• MATERIAL PROVIDED:
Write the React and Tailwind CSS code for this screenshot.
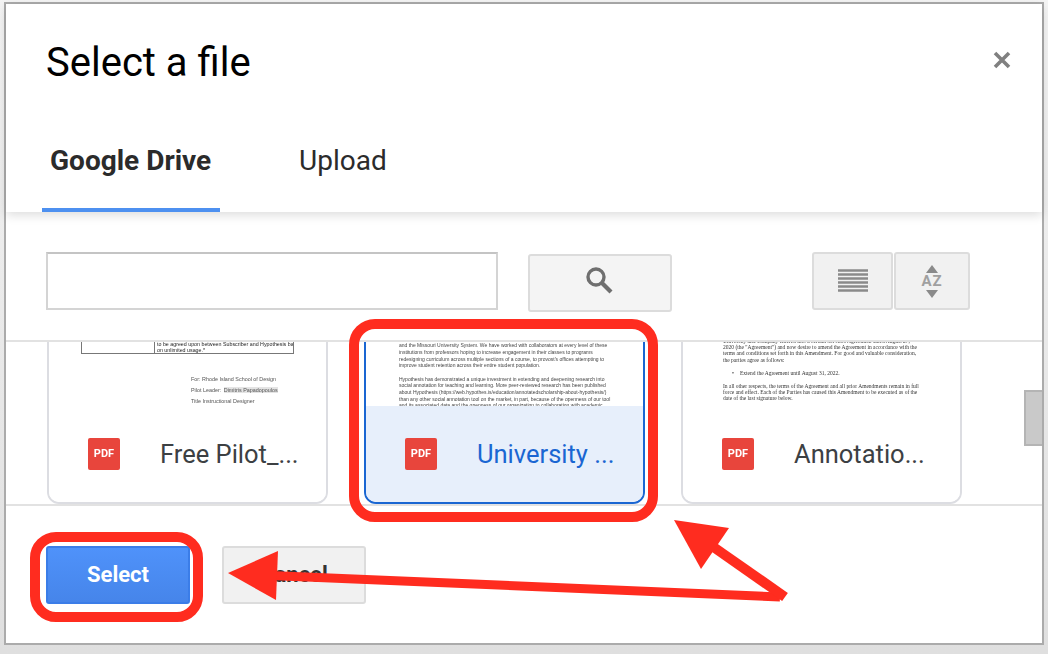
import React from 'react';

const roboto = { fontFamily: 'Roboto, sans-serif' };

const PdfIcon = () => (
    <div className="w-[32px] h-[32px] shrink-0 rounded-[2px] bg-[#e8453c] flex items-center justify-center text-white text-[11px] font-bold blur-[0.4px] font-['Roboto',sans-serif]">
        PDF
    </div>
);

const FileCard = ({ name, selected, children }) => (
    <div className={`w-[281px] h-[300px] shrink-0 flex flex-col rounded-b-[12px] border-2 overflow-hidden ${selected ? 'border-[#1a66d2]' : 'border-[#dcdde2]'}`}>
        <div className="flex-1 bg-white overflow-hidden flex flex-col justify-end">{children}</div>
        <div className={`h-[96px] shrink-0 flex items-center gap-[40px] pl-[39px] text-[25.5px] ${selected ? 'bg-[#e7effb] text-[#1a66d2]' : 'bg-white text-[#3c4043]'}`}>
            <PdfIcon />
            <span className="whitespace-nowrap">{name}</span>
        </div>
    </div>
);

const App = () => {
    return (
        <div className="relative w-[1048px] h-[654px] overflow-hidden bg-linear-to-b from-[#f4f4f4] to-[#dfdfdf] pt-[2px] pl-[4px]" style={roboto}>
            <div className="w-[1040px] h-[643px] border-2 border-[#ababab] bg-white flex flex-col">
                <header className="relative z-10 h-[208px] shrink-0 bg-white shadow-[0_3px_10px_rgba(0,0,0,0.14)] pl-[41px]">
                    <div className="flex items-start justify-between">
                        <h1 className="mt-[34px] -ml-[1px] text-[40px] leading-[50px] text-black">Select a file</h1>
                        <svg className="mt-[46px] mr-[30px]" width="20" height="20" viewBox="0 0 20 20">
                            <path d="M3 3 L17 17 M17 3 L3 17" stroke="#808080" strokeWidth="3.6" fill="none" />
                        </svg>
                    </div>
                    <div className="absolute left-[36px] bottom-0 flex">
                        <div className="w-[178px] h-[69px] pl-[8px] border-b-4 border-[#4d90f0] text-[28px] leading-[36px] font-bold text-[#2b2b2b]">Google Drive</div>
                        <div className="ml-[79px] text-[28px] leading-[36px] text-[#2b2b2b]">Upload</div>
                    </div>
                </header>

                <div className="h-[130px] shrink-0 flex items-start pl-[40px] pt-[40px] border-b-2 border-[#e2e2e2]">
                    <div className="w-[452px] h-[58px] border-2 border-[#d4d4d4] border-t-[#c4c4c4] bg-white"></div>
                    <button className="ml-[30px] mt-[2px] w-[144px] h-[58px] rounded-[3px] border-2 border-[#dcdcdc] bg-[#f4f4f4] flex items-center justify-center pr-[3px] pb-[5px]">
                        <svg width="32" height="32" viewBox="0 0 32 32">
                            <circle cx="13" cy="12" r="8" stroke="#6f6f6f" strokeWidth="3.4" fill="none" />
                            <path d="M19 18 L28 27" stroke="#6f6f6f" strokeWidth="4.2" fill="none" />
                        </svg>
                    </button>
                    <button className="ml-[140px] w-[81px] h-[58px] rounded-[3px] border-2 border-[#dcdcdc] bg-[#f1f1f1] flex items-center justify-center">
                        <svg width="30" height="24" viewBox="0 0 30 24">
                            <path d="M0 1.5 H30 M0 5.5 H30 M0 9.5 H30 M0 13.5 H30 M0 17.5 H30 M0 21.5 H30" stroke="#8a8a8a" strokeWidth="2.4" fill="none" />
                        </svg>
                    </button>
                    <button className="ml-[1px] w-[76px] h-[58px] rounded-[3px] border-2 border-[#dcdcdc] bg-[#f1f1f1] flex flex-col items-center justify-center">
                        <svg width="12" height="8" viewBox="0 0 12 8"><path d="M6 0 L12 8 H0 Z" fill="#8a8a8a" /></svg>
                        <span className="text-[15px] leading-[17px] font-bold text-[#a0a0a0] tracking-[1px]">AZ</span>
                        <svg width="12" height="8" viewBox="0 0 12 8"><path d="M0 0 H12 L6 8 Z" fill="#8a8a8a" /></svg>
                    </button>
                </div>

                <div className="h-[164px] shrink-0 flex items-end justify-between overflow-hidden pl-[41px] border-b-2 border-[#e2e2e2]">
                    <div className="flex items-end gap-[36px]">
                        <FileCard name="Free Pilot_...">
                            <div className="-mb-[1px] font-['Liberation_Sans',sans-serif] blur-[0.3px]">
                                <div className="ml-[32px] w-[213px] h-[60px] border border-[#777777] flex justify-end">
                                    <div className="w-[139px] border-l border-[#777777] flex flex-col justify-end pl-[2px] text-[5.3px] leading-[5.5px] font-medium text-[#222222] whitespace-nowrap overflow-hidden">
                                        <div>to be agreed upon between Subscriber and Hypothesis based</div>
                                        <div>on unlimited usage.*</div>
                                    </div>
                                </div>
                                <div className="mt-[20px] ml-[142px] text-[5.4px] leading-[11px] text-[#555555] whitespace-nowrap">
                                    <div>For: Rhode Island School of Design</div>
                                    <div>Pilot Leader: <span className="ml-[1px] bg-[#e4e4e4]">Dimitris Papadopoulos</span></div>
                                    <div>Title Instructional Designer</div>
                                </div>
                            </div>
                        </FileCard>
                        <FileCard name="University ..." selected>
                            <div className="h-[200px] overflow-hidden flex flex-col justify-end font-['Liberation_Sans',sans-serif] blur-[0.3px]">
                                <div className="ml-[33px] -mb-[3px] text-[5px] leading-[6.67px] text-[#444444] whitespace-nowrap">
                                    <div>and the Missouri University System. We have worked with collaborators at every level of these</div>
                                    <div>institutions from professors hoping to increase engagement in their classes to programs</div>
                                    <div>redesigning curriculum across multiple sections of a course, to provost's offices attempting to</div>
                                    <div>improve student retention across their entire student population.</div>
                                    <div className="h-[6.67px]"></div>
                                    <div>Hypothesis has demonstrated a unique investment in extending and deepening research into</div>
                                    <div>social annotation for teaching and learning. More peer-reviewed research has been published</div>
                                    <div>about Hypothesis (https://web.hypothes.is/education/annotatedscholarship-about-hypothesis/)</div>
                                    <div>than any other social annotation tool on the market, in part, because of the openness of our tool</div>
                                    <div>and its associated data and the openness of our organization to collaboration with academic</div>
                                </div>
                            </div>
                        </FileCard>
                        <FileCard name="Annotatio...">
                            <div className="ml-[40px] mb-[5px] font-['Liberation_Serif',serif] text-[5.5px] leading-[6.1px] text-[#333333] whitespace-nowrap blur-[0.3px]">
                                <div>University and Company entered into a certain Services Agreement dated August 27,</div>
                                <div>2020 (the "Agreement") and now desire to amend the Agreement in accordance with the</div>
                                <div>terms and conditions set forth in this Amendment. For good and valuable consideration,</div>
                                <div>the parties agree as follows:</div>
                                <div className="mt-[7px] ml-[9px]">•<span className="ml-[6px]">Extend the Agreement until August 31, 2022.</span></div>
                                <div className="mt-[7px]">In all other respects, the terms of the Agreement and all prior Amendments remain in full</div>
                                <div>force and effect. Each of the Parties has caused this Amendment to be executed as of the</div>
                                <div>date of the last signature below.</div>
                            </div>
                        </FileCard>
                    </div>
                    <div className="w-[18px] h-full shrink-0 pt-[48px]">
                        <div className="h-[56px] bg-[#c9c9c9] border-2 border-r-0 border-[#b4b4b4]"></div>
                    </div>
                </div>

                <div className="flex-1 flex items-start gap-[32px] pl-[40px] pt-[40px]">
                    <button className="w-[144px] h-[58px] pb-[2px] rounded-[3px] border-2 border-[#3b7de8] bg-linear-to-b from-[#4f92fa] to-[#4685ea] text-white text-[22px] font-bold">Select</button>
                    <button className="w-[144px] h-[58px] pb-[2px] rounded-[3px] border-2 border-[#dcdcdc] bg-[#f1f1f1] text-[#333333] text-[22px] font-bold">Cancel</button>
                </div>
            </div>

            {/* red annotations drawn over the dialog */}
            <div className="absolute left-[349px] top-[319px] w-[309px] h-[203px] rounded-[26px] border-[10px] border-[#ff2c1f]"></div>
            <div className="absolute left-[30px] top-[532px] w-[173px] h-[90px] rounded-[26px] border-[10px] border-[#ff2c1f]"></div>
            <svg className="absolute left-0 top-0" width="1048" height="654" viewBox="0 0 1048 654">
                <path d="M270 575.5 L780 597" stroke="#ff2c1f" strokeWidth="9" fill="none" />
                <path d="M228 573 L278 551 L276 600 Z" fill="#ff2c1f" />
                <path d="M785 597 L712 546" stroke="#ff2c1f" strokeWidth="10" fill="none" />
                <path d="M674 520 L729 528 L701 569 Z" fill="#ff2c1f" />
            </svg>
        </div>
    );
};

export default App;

• TASK: Up to and including the line with "fontFamily: 'Roboto, sans-serif'", copy the data above from its first line. Skip pictures.

• COMPLETED EXERCISE:
Write the React and Tailwind CSS code for this screenshot.
import React from 'react';

const roboto = { fontFamily: 'Roboto, sans-serif' };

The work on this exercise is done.